### Task requirements
Only lines holding the word "code" should be copied from the material.

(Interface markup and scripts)

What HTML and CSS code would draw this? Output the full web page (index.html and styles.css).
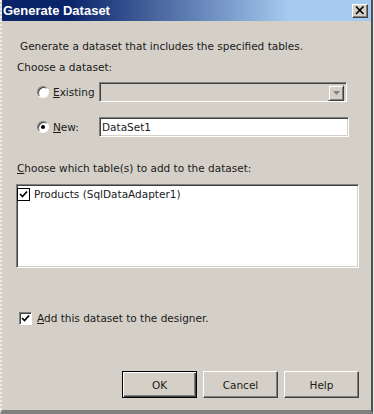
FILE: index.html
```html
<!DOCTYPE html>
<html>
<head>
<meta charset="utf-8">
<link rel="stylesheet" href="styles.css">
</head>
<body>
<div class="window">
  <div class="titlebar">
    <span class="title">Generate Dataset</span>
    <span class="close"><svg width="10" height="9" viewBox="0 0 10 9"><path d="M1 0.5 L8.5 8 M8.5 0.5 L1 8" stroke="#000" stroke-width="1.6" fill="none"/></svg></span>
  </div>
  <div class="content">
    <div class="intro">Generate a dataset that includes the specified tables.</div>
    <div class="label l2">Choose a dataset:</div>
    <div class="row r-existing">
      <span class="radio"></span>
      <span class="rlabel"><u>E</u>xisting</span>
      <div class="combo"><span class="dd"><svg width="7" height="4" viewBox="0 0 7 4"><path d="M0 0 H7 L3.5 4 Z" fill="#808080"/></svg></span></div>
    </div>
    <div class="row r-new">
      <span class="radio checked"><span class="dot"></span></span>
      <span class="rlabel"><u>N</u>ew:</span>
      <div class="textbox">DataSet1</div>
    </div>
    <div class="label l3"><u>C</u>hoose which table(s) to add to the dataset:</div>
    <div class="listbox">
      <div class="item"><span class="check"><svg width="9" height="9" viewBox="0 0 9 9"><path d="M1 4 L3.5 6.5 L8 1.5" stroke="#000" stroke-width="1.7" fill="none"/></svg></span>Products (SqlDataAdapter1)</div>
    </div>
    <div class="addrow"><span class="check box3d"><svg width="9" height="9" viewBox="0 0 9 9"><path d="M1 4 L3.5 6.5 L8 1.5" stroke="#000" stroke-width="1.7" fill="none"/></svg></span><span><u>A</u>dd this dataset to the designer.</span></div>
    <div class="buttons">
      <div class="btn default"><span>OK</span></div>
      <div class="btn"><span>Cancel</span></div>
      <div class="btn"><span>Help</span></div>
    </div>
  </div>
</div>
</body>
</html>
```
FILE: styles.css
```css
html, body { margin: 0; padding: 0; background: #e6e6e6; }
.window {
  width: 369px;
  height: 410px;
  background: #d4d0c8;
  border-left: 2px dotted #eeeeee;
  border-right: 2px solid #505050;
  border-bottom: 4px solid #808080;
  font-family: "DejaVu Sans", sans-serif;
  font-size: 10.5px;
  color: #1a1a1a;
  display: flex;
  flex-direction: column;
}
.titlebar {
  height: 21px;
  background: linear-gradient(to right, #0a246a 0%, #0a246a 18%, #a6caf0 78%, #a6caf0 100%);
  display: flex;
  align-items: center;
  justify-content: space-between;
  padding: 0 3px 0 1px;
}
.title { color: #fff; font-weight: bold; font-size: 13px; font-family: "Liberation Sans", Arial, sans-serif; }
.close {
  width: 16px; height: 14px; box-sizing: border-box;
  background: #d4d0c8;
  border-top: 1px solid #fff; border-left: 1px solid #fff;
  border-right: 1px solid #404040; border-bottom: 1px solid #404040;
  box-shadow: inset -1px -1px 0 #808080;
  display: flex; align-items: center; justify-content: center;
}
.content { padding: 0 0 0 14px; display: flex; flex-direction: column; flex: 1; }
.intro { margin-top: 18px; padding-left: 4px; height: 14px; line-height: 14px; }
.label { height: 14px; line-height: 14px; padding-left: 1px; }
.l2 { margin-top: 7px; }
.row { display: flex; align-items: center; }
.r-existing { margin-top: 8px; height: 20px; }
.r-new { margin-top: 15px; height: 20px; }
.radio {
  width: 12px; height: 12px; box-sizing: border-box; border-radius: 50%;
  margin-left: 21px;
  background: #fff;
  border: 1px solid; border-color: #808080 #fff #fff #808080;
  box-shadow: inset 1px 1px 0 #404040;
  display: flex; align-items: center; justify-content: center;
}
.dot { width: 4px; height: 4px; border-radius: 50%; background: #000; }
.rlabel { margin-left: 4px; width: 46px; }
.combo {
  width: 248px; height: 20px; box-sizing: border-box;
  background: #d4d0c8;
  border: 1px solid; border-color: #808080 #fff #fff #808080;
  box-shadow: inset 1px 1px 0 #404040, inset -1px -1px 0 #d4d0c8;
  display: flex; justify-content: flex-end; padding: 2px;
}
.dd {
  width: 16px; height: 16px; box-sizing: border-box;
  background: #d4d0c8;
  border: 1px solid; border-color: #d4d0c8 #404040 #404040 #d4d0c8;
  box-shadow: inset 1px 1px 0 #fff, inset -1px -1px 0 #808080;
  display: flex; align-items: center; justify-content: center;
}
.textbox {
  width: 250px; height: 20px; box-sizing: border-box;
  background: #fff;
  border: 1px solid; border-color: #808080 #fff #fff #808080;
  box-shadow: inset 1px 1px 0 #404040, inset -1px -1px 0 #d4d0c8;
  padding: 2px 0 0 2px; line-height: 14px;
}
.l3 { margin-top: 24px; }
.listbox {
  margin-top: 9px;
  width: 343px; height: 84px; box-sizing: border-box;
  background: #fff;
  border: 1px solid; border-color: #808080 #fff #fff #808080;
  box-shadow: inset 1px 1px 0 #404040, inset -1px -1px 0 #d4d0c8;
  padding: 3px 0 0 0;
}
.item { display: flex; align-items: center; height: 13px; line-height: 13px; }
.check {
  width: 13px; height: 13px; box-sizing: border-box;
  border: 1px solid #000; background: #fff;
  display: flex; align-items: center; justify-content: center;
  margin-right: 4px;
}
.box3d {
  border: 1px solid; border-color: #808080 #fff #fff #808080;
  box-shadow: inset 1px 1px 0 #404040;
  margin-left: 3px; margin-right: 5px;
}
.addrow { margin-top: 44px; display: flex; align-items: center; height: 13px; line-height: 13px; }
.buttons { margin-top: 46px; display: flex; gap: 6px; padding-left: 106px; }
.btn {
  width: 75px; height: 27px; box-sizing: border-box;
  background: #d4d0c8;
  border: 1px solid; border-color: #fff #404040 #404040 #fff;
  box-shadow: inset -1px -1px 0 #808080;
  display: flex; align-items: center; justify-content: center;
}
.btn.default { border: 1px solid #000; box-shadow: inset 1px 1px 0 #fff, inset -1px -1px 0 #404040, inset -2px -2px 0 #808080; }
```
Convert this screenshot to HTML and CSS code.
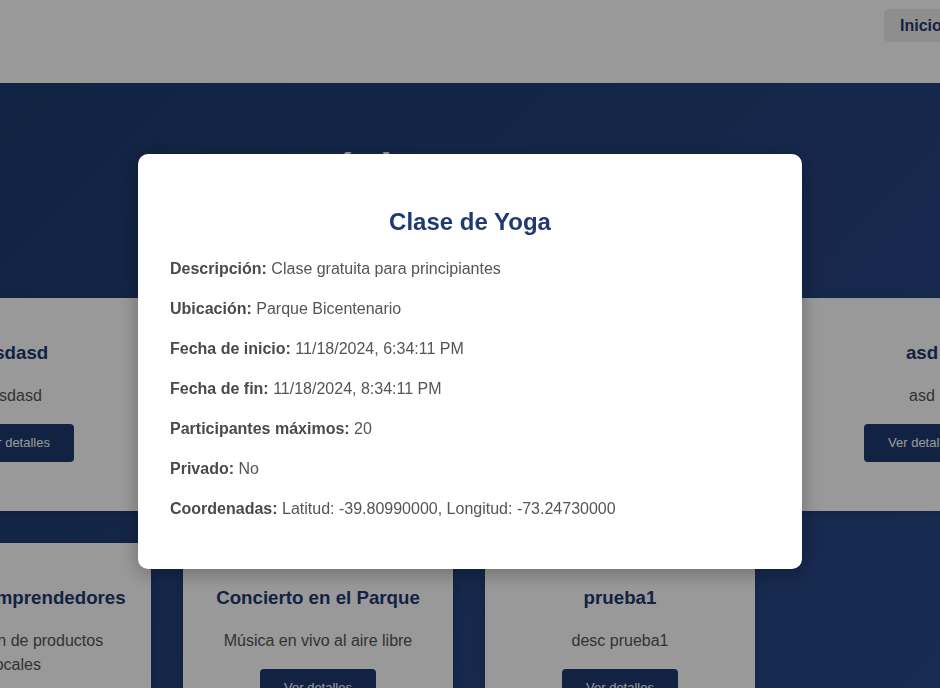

### Exercise output
What HTML and CSS code would draw this? Output the full web page (index.html and styles.css).
Convert this screenshot to HTML and CSS code.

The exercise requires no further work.